導入している居酒屋「和ビストロ海真丸」のオーナー濱崎さんは、サスティナブル ジャパンの活動に共感してキープクリーンネクストを導入を決めた一人。「使い始めたばかりなのですが、消臭効果も感じますし、メンテナンスも楽になりました。そして何より天然原料の洗浄剤なので環境にも従業員にも優しいというのが嬉しいですね」
下水に流す前の段階で排水から油分を除去することで、より環境負荷が抑えられる。このように、事業者はもちろん街に暮らす一人ひとりの心がけが変われば、美しい海を未来に残すことができるのでしょう。

CONTENTS3 環境系ベンチャーが描く青写真

サスティナブル ジャパンとしての目標は、2028年までにシースリバー1000台を出荷すること。

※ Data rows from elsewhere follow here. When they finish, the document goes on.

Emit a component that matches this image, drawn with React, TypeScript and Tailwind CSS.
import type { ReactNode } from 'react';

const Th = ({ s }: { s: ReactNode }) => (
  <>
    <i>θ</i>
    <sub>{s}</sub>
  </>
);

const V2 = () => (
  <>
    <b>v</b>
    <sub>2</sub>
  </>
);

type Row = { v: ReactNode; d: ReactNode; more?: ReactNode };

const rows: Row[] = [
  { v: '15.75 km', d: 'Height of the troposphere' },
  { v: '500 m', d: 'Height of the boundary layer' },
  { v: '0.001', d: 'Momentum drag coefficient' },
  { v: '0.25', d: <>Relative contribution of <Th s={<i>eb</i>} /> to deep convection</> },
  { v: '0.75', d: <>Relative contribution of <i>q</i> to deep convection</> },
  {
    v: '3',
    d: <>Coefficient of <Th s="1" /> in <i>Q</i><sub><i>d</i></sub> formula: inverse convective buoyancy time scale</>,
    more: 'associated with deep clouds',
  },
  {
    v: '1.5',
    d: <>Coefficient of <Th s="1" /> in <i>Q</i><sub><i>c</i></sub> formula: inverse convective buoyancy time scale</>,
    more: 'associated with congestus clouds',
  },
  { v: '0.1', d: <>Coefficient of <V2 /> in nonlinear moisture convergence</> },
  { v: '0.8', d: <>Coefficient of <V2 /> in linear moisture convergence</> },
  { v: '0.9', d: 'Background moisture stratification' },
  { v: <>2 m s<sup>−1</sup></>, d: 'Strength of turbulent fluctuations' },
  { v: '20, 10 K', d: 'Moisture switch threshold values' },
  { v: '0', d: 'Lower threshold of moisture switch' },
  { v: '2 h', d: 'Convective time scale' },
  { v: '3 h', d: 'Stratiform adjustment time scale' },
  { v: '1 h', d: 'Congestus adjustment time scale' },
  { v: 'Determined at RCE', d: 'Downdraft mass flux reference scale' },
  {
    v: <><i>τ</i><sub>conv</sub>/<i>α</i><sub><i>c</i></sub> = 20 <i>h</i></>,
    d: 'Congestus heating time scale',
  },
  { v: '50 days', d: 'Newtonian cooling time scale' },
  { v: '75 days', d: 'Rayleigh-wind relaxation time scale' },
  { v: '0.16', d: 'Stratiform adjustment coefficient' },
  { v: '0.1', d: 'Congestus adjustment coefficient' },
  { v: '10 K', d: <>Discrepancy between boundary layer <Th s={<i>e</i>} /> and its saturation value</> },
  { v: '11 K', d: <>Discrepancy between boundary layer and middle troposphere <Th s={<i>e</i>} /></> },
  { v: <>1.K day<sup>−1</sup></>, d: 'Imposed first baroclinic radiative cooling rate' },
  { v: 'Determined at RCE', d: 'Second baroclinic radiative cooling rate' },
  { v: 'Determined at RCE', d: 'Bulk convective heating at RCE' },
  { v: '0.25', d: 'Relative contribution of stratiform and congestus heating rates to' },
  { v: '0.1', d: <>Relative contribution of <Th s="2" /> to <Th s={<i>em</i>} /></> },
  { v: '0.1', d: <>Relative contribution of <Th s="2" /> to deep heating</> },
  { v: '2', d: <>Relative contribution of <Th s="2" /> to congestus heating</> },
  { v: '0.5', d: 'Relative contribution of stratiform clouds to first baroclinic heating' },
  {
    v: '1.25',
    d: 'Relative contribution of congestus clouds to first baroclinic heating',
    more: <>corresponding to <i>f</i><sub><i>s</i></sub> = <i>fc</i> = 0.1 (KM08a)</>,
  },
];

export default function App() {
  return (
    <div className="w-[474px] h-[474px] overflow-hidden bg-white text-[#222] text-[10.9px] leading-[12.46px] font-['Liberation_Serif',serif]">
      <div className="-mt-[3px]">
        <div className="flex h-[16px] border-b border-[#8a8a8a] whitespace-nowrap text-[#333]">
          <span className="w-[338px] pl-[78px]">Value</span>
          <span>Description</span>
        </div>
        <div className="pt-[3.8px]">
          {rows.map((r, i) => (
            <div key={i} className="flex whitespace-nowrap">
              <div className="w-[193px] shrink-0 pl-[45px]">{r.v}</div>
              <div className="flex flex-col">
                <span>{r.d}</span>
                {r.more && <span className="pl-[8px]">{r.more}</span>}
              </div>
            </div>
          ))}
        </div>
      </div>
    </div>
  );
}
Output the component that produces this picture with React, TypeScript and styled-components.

もしこの数が九州の各県で導入されれば、全域の河川の水質改善に影響も与えてくれるのではないかと東濵さんは期待を寄せています。

「私たちの製品は、環境に悪影響のあるものを自然から取り除くもので、直接金銭的な利益を生むものではありません。しかし確実に未来の子どもたちや自然にとっては大いに利益を生み出すと信じています」

INTERVIEWE PROFILE

東濵 孝明さん

株式会社SUSTAINABLE JAPAN 代表取締役社長

「未来の子どもたちのためにきれいな海を残したい」という思いから2019年に同社を起業。シービンやシースリバーを日本に普及させることで、海洋ごみ・マイクロプラスチック問題の解決に貢献している。